Australian authors say they are “livid” and feel violated that their work was included in an allegedly pirated dataset of books Meta used to train its AI.
The parent company of Facebook and Instagram is being sued by authors in the United States, including Ta-Nehisi Coates and the comedian Sarah Silverman, for copyright infringement.
In court filings in January it was alleged chief executive Mark Zuckerberg approved the use of the LibGen dataset – an online archive of books – to train the company’s artificial intelligence models despite warnings from his AI executive team that it is a dataset “we know to be pirated”.
The Atlantic has published a searchable database where authors can type in their name to see what of their work is included in LibGen dataset.
It includes books published by many Australian authors, including some by former prime ministers Malcolm Turnbull, Kevin Rudd, Julia Gillard and John Howard.
Holden Sheppard, the author of Invisible Boys, a hit young adult novel that has been adapted into a series on Stan, said two of his books and two short stories were included.
He said he was “fucking livid” to learn they could have been used to train Meta’s AI.
“I am furious to learn my books have been again pirated and used without my consent to train a generative AI system which is not only unethical and illegal in its current form, but something I am vehemently opposed to,” he said.
“No consent has been obtained from any of the thousands of authors who have had our work taken, and not a single cent has been paid to any of us,” he said.
“Given Meta is worth literally billions, they are absolutely in a financial position to compensate authors fairly. More importantly, they are not above the law and are required to obtain consent.”
He said the government needed to act on it now.
“We need AI-specific legislation introduced in Australia that requires generative AI developers or deployers to put in a range of measures to comply with existing copyright legislation.”
Journalist and author Tracey Spicer said two of her books – The Good Girl Stripped Bare and Man-Made – are included. The latter deals with the rise of artificial intelligence.
She said she felt violated when she realised her works were in the data set.
“It was a gut-punch. Authors don’t make a lot of money, especially in a small market like Australia,” she said.
“This is peak technocapitalism.”
She said there should be a class action in Australia, and urged authors to contact their local federal MPs.
“It’s a bit rich for big tech to cry poor. These companies can afford to pay for content, or they can create synthetic datasets.”
Alexandra Heller-Nicholas, an award-winning film critic and author of ten books on cult movies including 1000 Women in Horror and Cinema Coven, found eight of her books, as well as books she co-edited, included.
“It is no understatement that this is my lifetime’s work. I’m upset, angry, but mostly exhausted,” she said.
Heller-Nicholas also called for the federal government to act.

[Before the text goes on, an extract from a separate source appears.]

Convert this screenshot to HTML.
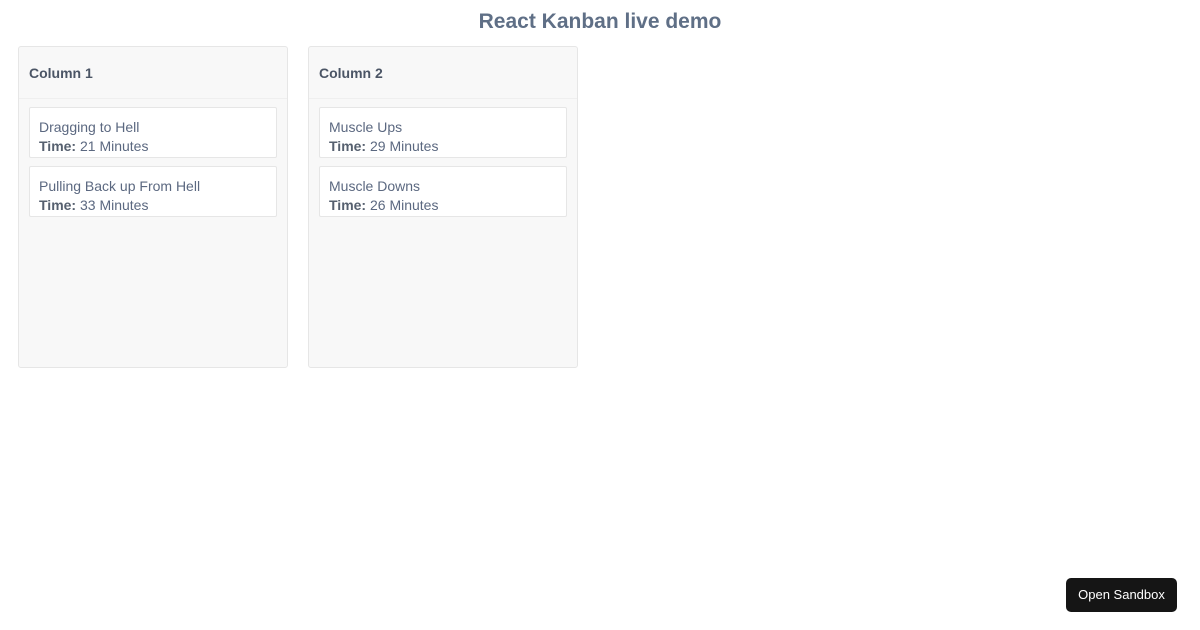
<!DOCTYPE html>
<html><head><style>
body{margin:0;width:1200px;height:630px;background:#fff;font-family:"Liberation Sans",sans-serif;position:relative;overflow:hidden;color:#5b6880}
h1{position:absolute;top:8px;left:0;width:1200px;text-align:center;margin:0;font-size:21px;font-weight:bold;color:#5f6f86;line-height:28px}
.col{position:absolute;top:46px;width:268px;height:320px;background:#f8f8f8;border:1px solid #e6e6e6;border-radius:3px}
.hd{height:51px;border-bottom:1px solid #efefef;font-weight:bold;font-size:14px;color:#4b5565;padding-left:10px;line-height:52px}
.card{position:absolute;left:10px;width:248px;height:51px;background:#fff;border:1px solid #e6e6e6;border-radius:2px;font-size:14px;line-height:19px;padding:0 0 0 9px;box-sizing:border-box}
.card div:first-child{margin-top:10px}
b{color:#56606f}
.btn{position:absolute;left:1066px;top:578px;width:111px;height:34px;background:#151515;color:#fff;border-radius:5px;font-size:13px;text-align:center;line-height:34px}
</style></head><body>
<h1>React Kanban live demo</h1>
<div class="col" style="left:18px"><div class="hd">Column 1</div>
<div class="card" style="top:60px"><div>Dragging to Hell</div><div><b>Time:</b> 21 Minutes</div></div>
<div class="card" style="top:119px"><div>Pulling Back up From Hell</div><div><b>Time:</b> 33 Minutes</div></div>
</div>
<div class="col" style="left:308px"><div class="hd">Column 2</div>
<div class="card" style="top:60px"><div>Muscle Ups</div><div><b>Time:</b> 29 Minutes</div></div>
<div class="card" style="top:119px"><div>Muscle Downs</div><div><b>Time:</b> 26 Minutes</div></div>
</div>
<div class="btn">Open Sandbox</div>
</body></html>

The Australian Society of Authors has put a call out – on Facebook – for authors to get in contact to advocate on their behalf against the use of their works.
The society’s chair, Sophie Cunningham, said she had been in contact with dozens of authors who had their works included, and said there was generally an ill feeling about how it had been done.
“Massive corporations are profiting and reducing writers to serfs,” she said. “Most writers are lucky to get $18,000 per year … and they’re not even having the right to be involved in which work [is used].”
Cunningham said Meta was treating writers with contempt.
Meta declined to comment, citing the ongoing litigation. The company has reportedly lobbied the Trump administration to declare, via executive order, that training AI on copyrighted data is fair use.
Earlier this month, Melbourne publisher Black Inc Books caused concern among writers, literary agents and the industry’s peak body when it asked its authors to consent to their work being used to train artificial intelligence.
Some AI companies have begun entering into agreements with publishers for the use of their work, including OpenAI, which signed a deal with the Guardian in February for use of Guardian content in ChatGPT.